Toujours j'essaye de construire les choses, mais aussi de les déconstruire. 

Je traverse mes dessins, je les fais vivre comme un roman en dessinant des pages toujours ouvertes sur les suivantes. Je me vois comme un papier calque - la limite de mon intérieur et de mon extérieur, une frontière osmotique entre moi et moi, entre moi et le monde. Les sensations et leurs sentiments peuvent traverser ce papier comme la lumière dont le reflet est le dessin-même.

Avec mes dessins, je n'arrête pas de faire des aller-retour dans ma mémoire, je n'arrête pas de superposer mes souvenirs imagés... et je continue ma vie et mon travail en superposant des images qui les racontent mon histoire. 

Je fais des séries de dessins. Je travaille sur papier calque parce que  je suis comme mes dessins qui sont autant de couches sédimentaires où la lumière peut traverser, qui sont des frontières perméables entre l'intérieur et l'extérieur - j'y reste, j'y respire ou bien je pars.
Je dessine mes souvenirs sur des supports translucides et dans des contours flottants, et j'accepte les  nouvelles choses qui viennent de l'extérieur et qui passent et repassent ces limites. Je dessine sur plusieurs plans et je les superpose; les séries de dessins me racontent et racontent le monde, soit dans la multiplicité déployée de ces images, soit dans l'image unique et singulière des dessins superposés et superposables à l'infini. 

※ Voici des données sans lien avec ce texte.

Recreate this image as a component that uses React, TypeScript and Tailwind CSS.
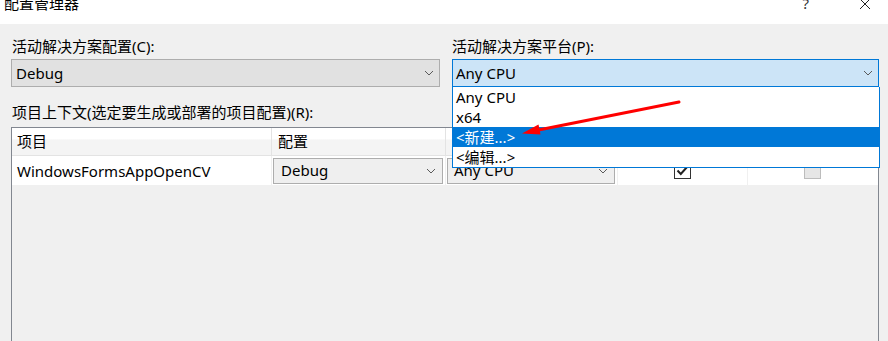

Je dessine l'instant présent, mais je vois toujours les traces de mes souvenirs vivants... Je traverse chaque image - images qui n'ont jamais été effacées de mon coeur... je superpose dans l'espace le temps de mes cheminements passés et à venir.
Les relations palimpsestiques qu'entretiennent mes dessins entre eux et avec le monde, montrent mon histoire toujours renouvelée parce que renouvelable.